Materials provided -
□ □ □ □
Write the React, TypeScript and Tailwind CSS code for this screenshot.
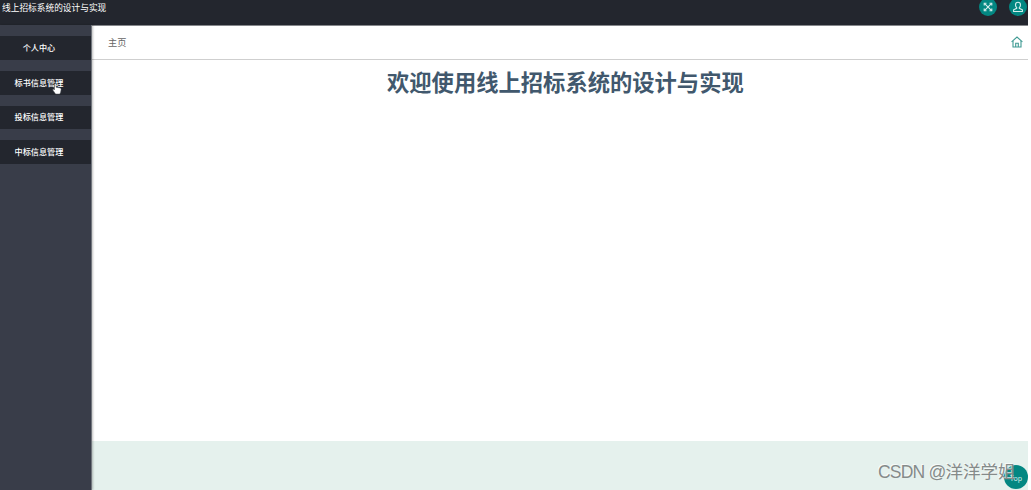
□ □ □ □
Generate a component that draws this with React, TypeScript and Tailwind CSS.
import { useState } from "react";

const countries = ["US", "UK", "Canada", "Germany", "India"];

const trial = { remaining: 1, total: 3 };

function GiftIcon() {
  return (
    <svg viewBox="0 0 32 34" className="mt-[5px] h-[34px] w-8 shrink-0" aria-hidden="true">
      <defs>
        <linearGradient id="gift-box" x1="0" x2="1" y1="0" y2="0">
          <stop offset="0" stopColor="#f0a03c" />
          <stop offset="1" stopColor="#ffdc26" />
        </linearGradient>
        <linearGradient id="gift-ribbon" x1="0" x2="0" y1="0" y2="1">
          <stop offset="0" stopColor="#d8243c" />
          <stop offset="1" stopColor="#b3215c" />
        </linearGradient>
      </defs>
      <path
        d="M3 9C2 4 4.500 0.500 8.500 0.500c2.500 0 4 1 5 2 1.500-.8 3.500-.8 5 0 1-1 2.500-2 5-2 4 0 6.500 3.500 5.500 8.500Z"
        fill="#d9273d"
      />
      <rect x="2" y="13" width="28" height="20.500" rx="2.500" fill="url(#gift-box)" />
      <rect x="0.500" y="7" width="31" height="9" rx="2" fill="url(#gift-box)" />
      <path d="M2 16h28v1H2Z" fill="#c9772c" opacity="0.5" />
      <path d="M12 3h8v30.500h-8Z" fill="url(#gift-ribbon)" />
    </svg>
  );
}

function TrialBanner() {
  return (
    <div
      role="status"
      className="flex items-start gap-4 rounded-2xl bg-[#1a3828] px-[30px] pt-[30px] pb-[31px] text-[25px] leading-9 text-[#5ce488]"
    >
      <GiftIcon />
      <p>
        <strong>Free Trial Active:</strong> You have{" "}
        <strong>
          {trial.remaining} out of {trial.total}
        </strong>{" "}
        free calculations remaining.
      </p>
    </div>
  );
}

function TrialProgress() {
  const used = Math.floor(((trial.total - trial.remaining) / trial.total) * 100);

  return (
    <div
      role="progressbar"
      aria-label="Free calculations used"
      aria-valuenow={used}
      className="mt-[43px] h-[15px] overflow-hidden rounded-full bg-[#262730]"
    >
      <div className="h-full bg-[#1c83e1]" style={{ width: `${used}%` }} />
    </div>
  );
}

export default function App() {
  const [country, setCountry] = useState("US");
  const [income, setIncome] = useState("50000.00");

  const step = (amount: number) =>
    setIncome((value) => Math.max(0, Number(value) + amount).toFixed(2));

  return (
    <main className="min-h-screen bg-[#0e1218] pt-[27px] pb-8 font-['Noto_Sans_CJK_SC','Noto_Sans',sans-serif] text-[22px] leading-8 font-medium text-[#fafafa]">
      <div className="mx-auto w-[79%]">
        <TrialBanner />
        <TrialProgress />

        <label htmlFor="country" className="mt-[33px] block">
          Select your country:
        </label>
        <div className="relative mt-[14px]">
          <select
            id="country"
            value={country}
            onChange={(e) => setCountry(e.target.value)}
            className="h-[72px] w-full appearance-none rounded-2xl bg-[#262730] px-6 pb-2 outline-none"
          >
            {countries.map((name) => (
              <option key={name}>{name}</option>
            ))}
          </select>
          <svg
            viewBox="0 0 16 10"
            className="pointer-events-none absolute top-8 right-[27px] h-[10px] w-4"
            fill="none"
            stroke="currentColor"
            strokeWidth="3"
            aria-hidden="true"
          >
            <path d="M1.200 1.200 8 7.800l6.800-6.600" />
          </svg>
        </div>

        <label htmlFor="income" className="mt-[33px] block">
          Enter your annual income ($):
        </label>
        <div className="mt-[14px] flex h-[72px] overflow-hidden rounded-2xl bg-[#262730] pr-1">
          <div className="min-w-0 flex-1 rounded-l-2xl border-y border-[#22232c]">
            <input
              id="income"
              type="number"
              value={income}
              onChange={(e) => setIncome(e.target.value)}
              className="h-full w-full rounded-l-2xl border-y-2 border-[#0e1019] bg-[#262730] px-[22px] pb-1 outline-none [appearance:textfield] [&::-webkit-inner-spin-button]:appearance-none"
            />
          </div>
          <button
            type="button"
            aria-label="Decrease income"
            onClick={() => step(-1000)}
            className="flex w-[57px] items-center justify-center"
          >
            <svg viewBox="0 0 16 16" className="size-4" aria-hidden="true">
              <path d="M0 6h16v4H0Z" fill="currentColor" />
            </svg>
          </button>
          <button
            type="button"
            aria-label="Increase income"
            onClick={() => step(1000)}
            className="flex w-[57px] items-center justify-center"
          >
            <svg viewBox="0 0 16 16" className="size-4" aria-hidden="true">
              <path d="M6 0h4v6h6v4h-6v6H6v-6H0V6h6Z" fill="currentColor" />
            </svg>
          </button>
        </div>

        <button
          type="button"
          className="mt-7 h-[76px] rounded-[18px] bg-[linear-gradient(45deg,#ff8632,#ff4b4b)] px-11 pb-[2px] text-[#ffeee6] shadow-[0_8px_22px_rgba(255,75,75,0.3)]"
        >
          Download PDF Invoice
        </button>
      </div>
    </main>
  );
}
□ □ □ □
Instruction -
Write out only the lines that run from the line containing "Generate a component" through the line containing "1, total: 3", both included, exactly as they appear above.

Complete output -
Generate a component that draws this with React, TypeScript and Tailwind CSS.
import { useState } from "react";

const countries = ["US", "UK", "Canada", "Germany", "India"];

const trial = { remaining: 1, total: 3 };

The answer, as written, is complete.